New Fair Work Act amendments ignore greenfields agreements strife

16 April 2013

Major new projects in Australia are often delayed because of lengthy disputes between unions and employers on employment conditions. This was recognised by the Panel that last year reviewed the Fair Work Act. In a March announcement, the government pledged to amend the Act to do something about this. However, in an about-turn, the government has failed to deliver on this promise in its new Fair Work Amendment Bill 2013. This is another blow for major new enterprises in this country and does nothing to improve Australia’s reputation as an attractive investment destination.

Greenfields agreements are made between a union and a new employer, that doesn't yet have employees.  

They determine the terms and conditions of employment that will apply and can only be negotiated with a union or unions that have coverage of a majority of the prospective employees.

Importantly, greenfields agreements must involve a genuinely new enterprise; an existing business cannot re-badge its activity and use this as grounds to negotiate a greenfields agreement. 

Greenfields agreements benefit employers because they can establish terms and conditions for employees in a new enterprise before employing them.

Employers claim that the requirement to bargain with a union about the terms and conditions on a project gives unions an unfair advantage and allows them to hold employers to ‘ransom’.  

Employers say that unions know the longer negotiations drag on, project costs increase and start dates are threatened, and eventually employers have to make significant concessions.

The 2012 Review of the Act supported this view, finding that some of the bargaining practices and outcomes associated with greenfields agreements potentially threaten future investment in major projects in Australia. 

It observed that the FW Act allows unions with coverage of a majority of prospective workers to frustrate the making of an appropriate greenfields agreement at all, or at least in a timely way. 

The situation is exacerbated by the fact that the good faith bargaining requirements contained in the FW Act do not apply to greenfields agreements. 

This is because those requirements only apply to a “bargaining representative for a proposed agreement”.

Section 176 prescribes who are bargaining representatives but only for enterprise agreements that are not greenfields agreements. 

The 2012 Review Panel recommended the FW Act be amended so that the good faith bargaining obligations apply to negotiations for a greenfields agreement.  

At the same time, section 240 of the FW Act would then also apply to allow bargaining disputes about the negotiations of greenfields agreements to be dealt with by the Commission (that provision does not currently apply because the applicant must be a bargaining representative for a proposed enterprise agreement,  a greenfields agreement not being included in this). 

The Review Panel also recommended the FW Act be amended so that, when negotiations for a greenfields agreement have reached an impasse, a specified time period has expired and conciliation has failed, the Commission may, on its own motion or on application by a party, conduct a limited form of arbitration, including ‘last offer’ arbitration to determine the content of the agreement.

On 8 March, the Federal government announced it would amend the FW Act to provide access to the Commission for arbitration when bargaining for a greenfields agreement reaches an impasse and in “other limited circumstances where bargaining had become intractable.”

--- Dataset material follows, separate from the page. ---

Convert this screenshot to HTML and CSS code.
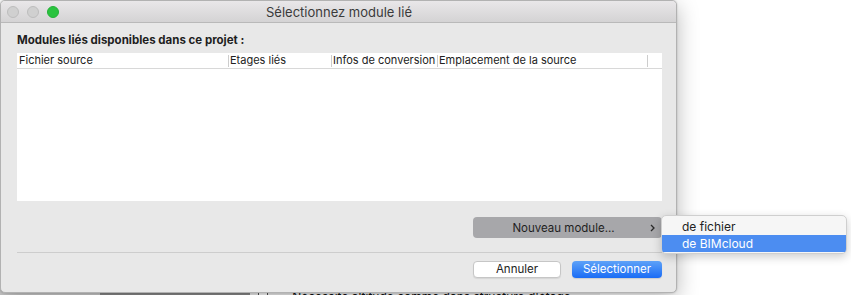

However, when the Fair Work Amendment Bill 2013 was introduced a mere two weeks later it omitted any changes relating to the application of the good faith bargaining requirements or arbitration of greenfields agreements.  

The Minister simply noted the Review’s recommendation concerning arbitration of greenfields agreements and said he will continue to work with employers and unions with a view to introducing further reforms during Parliament’s Winter Session.  

As the Federal election is just a few months away, it is doubtful there will be time for further changes in this area before then.  Whether the Opposition will deal with it if it gains power and, if so, how it might do so, is unclear. 

In the meantime, the mischief identified by the Review will continue in respect of greenfields agreements and threaten investment in major projects in Australia.